# [PROBLEM TO WORK ON]
Return the listing below exactly, with the pictures dropped.

# [SUPPLIED MATERIAL]
---------------
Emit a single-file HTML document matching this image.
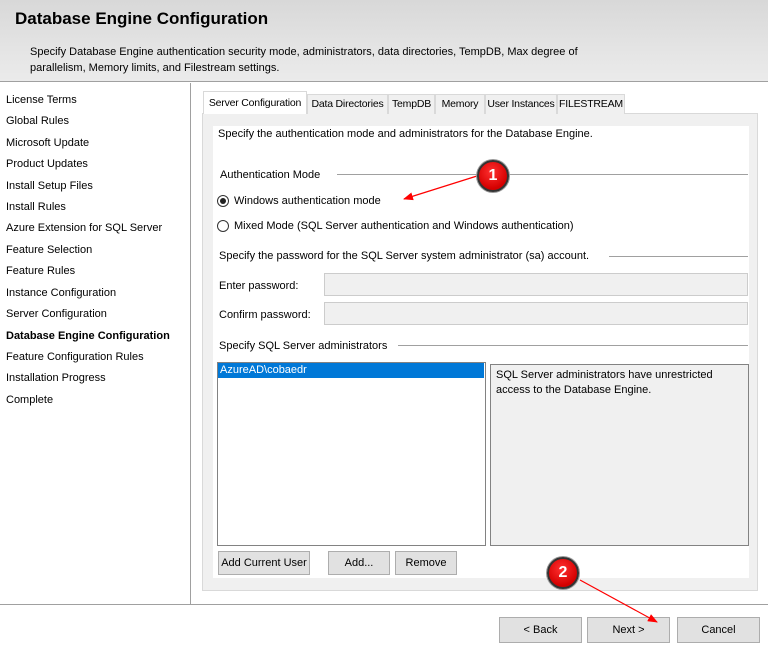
<!DOCTYPE html>
<html><head><meta charset="utf-8"><style>
*{margin:0;padding:0;box-sizing:border-box}
body{width:768px;height:649px;overflow:hidden;background:#fff;font-family:"Liberation Sans",sans-serif;font-size:11px;color:#000;position:relative}
.a{position:absolute;white-space:nowrap}
#hdr{left:0;top:0;width:768px;height:82px;background:linear-gradient(#d8d8d8,#e4e4e4 60%,#ebebeb);border-bottom:1px solid #a0a0a0}
.nav{left:6px;font-size:11px}
.tab{top:94px;height:20px;border:1px solid #d9d9d9;border-bottom:none;background:#f0f0f0;text-align:center;line-height:19px;font-size:10.5px;letter-spacing:-0.2px;overflow:hidden}
.btn{background:#e1e1e1;border:1px solid #adadad;text-align:center;font-size:11px}
.line{height:1px;background:#a0a0a0}
.inp{left:324px;width:424px;height:23px;background:#f0f0f0;border:1px solid #ccc}
.badge{width:32px;height:32px;border-radius:50%;background:radial-gradient(circle at 45% 35%,#ff3030,#d40000 70%);border:2px solid #333;color:#fff;font-weight:bold;font-size:16px;text-align:center;line-height:28px;box-shadow:0 0 0 1px #999}
</style></head><body>
<div id="hdr" class="a"></div>
<div class="a" style="left:15px;top:9px;font-size:17px;font-weight:bold">Database Engine Configuration</div>
<div class="a" style="left:30px;top:44px;font-size:11px;line-height:16px">Specify Database Engine authentication security mode, administrators, data directories, TempDB, Max degree of<br>parallelism, Memory limits, and Filestream settings.</div>

<div class="a" style="left:190px;top:83px;width:1px;height:521px;background:#a0a0a0"></div>
<div class="a" style="left:0;top:604px;width:768px;height:1px;background:#a0a0a0"></div>

<div class="a nav" style="top:94px">License Terms</div>
<div class="a nav" style="top:115px">Global Rules</div>
<div class="a nav" style="top:137px">Microsoft Update</div>
<div class="a nav" style="top:158px">Product Updates</div>
<div class="a nav" style="top:180px">Install Setup Files</div>
<div class="a nav" style="top:201px">Install Rules</div>
<div class="a nav" style="top:222px">Azure Extension for SQL Server</div>
<div class="a nav" style="top:244px">Feature Selection</div>
<div class="a nav" style="top:265px">Feature Rules</div>
<div class="a nav" style="top:287px">Instance Configuration</div>
<div class="a nav" style="top:308px">Server Configuration</div>
<div class="a nav" style="top:330px;font-weight:bold">Database Engine Configuration</div>
<div class="a nav" style="top:351px">Feature Configuration Rules</div>
<div class="a nav" style="top:372px">Installation Progress</div>
<div class="a nav" style="top:394px">Complete</div>

<div class="a" style="left:202px;top:113px;width:556px;height:478px;background:#f0f0f0;border:1px solid #d9d9d9"></div>
<div class="a" style="left:213px;top:126px;width:536px;height:452px;background:#fff"></div>
<div class="a tab" style="left:203px;top:91px;width:104px;height:23px;background:#fff;line-height:22px">Server Configuration</div>
<div class="a tab" style="left:307px;width:81px">Data Directories</div>
<div class="a tab" style="left:388px;width:47px">TempDB</div>
<div class="a tab" style="left:435px;width:50px">Memory</div>
<div class="a tab" style="left:485px;width:72px">User Instances</div>
<div class="a tab" style="left:557px;width:68px">FILESTREAM</div>

<div class="a" style="left:218px;top:128px">Specify the authentication mode and administrators for the Database Engine.</div>
<div class="a" style="left:220px;top:169px">Authentication Mode</div>
<div class="a line" style="left:337px;top:174px;width:411px"></div>
<div class="a" style="left:217px;top:195px;width:12px;height:12px;border:1px solid #333;border-radius:50%;background:#fff"><div style="margin:2px;width:6px;height:6px;border-radius:50%;background:#222"></div></div>
<div class="a" style="left:234px;top:195px">Windows authentication mode</div>
<div class="a" style="left:217px;top:220px;width:12px;height:12px;border:1px solid #333;border-radius:50%;background:#fff"></div>
<div class="a" style="left:234px;top:220px">Mixed Mode (SQL Server authentication and Windows authentication)</div>
<div class="a" style="left:219px;top:250px">Specify the password for the SQL Server system administrator (sa) account.</div>
<div class="a line" style="left:609px;top:256px;width:139px"></div>
<div class="a" style="left:219px;top:280px">Enter password:</div>
<div class="a inp" style="top:273px"></div>
<div class="a" style="left:219px;top:309px">Confirm password:</div>
<div class="a inp" style="top:302px"></div>
<div class="a" style="left:219px;top:340px">Specify SQL Server administrators</div>
<div class="a line" style="left:398px;top:345px;width:350px"></div>

<div class="a" style="left:217px;top:362px;width:269px;height:184px;border:1px solid #828282;background:#fff"></div>
<div class="a" style="left:218px;top:363px;width:266px;height:15px;background:#0078d7;color:#fff;padding-left:2px;line-height:15px">AzureAD\cobaedr</div>
<div class="a" style="left:490px;top:364px;width:259px;height:182px;border:1px solid #828282;background:#f0f0f0;padding:3px 5px;line-height:15px;white-space:normal">SQL Server administrators have unrestricted access to the Database Engine.</div>

<div class="a btn" style="left:218px;top:551px;width:92px;height:24px;line-height:22px">Add Current User</div>
<div class="a btn" style="left:328px;top:551px;width:62px;height:24px;line-height:22px">Add...</div>
<div class="a btn" style="left:395px;top:551px;width:62px;height:24px;line-height:22px">Remove</div>

<div class="a btn" style="left:499px;top:617px;width:83px;height:26px;line-height:24px">&lt; Back</div>
<div class="a btn" style="left:587px;top:617px;width:83px;height:26px;line-height:24px">Next &gt;</div>
<div class="a btn" style="left:677px;top:617px;width:83px;height:26px;line-height:24px">Cancel</div>

<svg class="a" style="left:0;top:0" width="768" height="649">
<defs><marker id="m" markerWidth="10" markerHeight="8" refX="9" refY="4" orient="auto" markerUnits="userSpaceOnUse"><path d="M0,0 L10,4 L0,8 z" fill="#f00"/></marker></defs>
<line x1="477" y1="176" x2="404" y2="199" stroke="#f00" stroke-width="1.2" marker-end="url(#m)"/>
<line x1="580" y1="580" x2="657" y2="622" stroke="#f00" stroke-width="1.2" marker-end="url(#m)"/>
</svg>
<div class="a badge" style="left:477px;top:160px">1</div>
<div class="a badge" style="left:547px;top:557px">2</div>
</body></html>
---------------
# [THE REPLY]
Emit a single-file HTML document matching this image.
<!DOCTYPE html>
<html><head><meta charset="utf-8"><style>
*{margin:0;padding:0;box-sizing:border-box}
body{width:768px;height:649px;overflow:hidden;background:#fff;font-family:"Liberation Sans",sans-serif;font-size:11px;color:#000;position:relative}
.a{position:absolute;white-space:nowrap}
#hdr{left:0;top:0;width:768px;height:82px;background:linear-gradient(#d8d8d8,#e4e4e4 60%,#ebebeb);border-bottom:1px solid #a0a0a0}
.nav{left:6px;font-size:11px}
.tab{top:94px;height:20px;border:1px solid #d9d9d9;border-bottom:none;background:#f0f0f0;text-align:center;line-height:19px;font-size:10.5px;letter-spacing:-0.2px;overflow:hidden}
.btn{background:#e1e1e1;border:1px solid #adadad;text-align:center;font-size:11px}
.line{height:1px;background:#a0a0a0}
.inp{left:324px;width:424px;height:23px;background:#f0f0f0;border:1px solid #ccc}
.badge{width:32px;height:32px;border-radius:50%;background:radial-gradient(circle at 45% 35%,#ff3030,#d40000 70%);border:2px solid #333;color:#fff;font-weight:bold;font-size:16px;text-align:center;line-height:28px;box-shadow:0 0 0 1px #999}
</style></head><body>
<div id="hdr" class="a"></div>
<div class="a" style="left:15px;top:9px;font-size:17px;font-weight:bold">Database Engine Configuration</div>
<div class="a" style="left:30px;top:44px;font-size:11px;line-height:16px">Specify Database Engine authentication security mode, administrators, data directories, TempDB, Max degree of<br>parallelism, Memory limits, and Filestream settings.</div>

<div class="a" style="left:190px;top:83px;width:1px;height:521px;background:#a0a0a0"></div>
<div class="a" style="left:0;top:604px;width:768px;height:1px;background:#a0a0a0"></div>

<div class="a nav" style="top:94px">License Terms</div>
<div class="a nav" style="top:115px">Global Rules</div>
<div class="a nav" style="top:137px">Microsoft Update</div>
<div class="a nav" style="top:158px">Product Updates</div>
<div class="a nav" style="top:180px">Install Setup Files</div>
<div class="a nav" style="top:201px">Install Rules</div>
<div class="a nav" style="top:222px">Azure Extension for SQL Server</div>
<div class="a nav" style="top:244px">Feature Selection</div>
<div class="a nav" style="top:265px">Feature Rules</div>
<div class="a nav" style="top:287px">Instance Configuration</div>
<div class="a nav" style="top:308px">Server Configuration</div>
<div class="a nav" style="top:330px;font-weight:bold">Database Engine Configuration</div>
<div class="a nav" style="top:351px">Feature Configuration Rules</div>
<div class="a nav" style="top:372px">Installation Progress</div>
<div class="a nav" style="top:394px">Complete</div>

<div class="a" style="left:202px;top:113px;width:556px;height:478px;background:#f0f0f0;border:1px solid #d9d9d9"></div>
<div class="a" style="left:213px;top:126px;width:536px;height:452px;background:#fff"></div>
<div class="a tab" style="left:203px;top:91px;width:104px;height:23px;background:#fff;line-height:22px">Server Configuration</div>
<div class="a tab" style="left:307px;width:81px">Data Directories</div>
<div class="a tab" style="left:388px;width:47px">TempDB</div>
<div class="a tab" style="left:435px;width:50px">Memory</div>
<div class="a tab" style="left:485px;width:72px">User Instances</div>
<div class="a tab" style="left:557px;width:68px">FILESTREAM</div>

<div class="a" style="left:218px;top:128px">Specify the authentication mode and administrators for the Database Engine.</div>
<div class="a" style="left:220px;top:169px">Authentication Mode</div>
<div class="a line" style="left:337px;top:174px;width:411px"></div>
<div class="a" style="left:217px;top:195px;width:12px;height:12px;border:1px solid #333;border-radius:50%;background:#fff"><div style="margin:2px;width:6px;height:6px;border-radius:50%;background:#222"></div></div>
<div class="a" style="left:234px;top:195px">Windows authentication mode</div>
<div class="a" style="left:217px;top:220px;width:12px;height:12px;border:1px solid #333;border-radius:50%;background:#fff"></div>
<div class="a" style="left:234px;top:220px">Mixed Mode (SQL Server authentication and Windows authentication)</div>
<div class="a" style="left:219px;top:250px">Specify the password for the SQL Server system administrator (sa) account.</div>
<div class="a line" style="left:609px;top:256px;width:139px"></div>
<div class="a" style="left:219px;top:280px">Enter password:</div>
<div class="a inp" style="top:273px"></div>
<div class="a" style="left:219px;top:309px">Confirm password:</div>
<div class="a inp" style="top:302px"></div>
<div class="a" style="left:219px;top:340px">Specify SQL Server administrators</div>
<div class="a line" style="left:398px;top:345px;width:350px"></div>

<div class="a" style="left:217px;top:362px;width:269px;height:184px;border:1px solid #828282;background:#fff"></div>
<div class="a" style="left:218px;top:363px;width:266px;height:15px;background:#0078d7;color:#fff;padding-left:2px;line-height:15px">AzureAD\cobaedr</div>
<div class="a" style="left:490px;top:364px;width:259px;height:182px;border:1px solid #828282;background:#f0f0f0;padding:3px 5px;line-height:15px;white-space:normal">SQL Server administrators have unrestricted access to the Database Engine.</div>

<div class="a btn" style="left:218px;top:551px;width:92px;height:24px;line-height:22px">Add Current User</div>
<div class="a btn" style="left:328px;top:551px;width:62px;height:24px;line-height:22px">Add...</div>
<div class="a btn" style="left:395px;top:551px;width:62px;height:24px;line-height:22px">Remove</div>

<div class="a btn" style="left:499px;top:617px;width:83px;height:26px;line-height:24px">&lt; Back</div>
<div class="a btn" style="left:587px;top:617px;width:83px;height:26px;line-height:24px">Next &gt;</div>
<div class="a btn" style="left:677px;top:617px;width:83px;height:26px;line-height:24px">Cancel</div>

<svg class="a" style="left:0;top:0" width="768" height="649">
<defs><marker id="m" markerWidth="10" markerHeight="8" refX="9" refY="4" orient="auto" markerUnits="userSpaceOnUse"><path d="M0,0 L10,4 L0,8 z" fill="#f00"/></marker></defs>
<line x1="477" y1="176" x2="404" y2="199" stroke="#f00" stroke-width="1.2" marker-end="url(#m)"/>
<line x1="580" y1="580" x2="657" y2="622" stroke="#f00" stroke-width="1.2" marker-end="url(#m)"/>
</svg>
<div class="a badge" style="left:477px;top:160px">1</div>
<div class="a badge" style="left:547px;top:557px">2</div>
</body></html>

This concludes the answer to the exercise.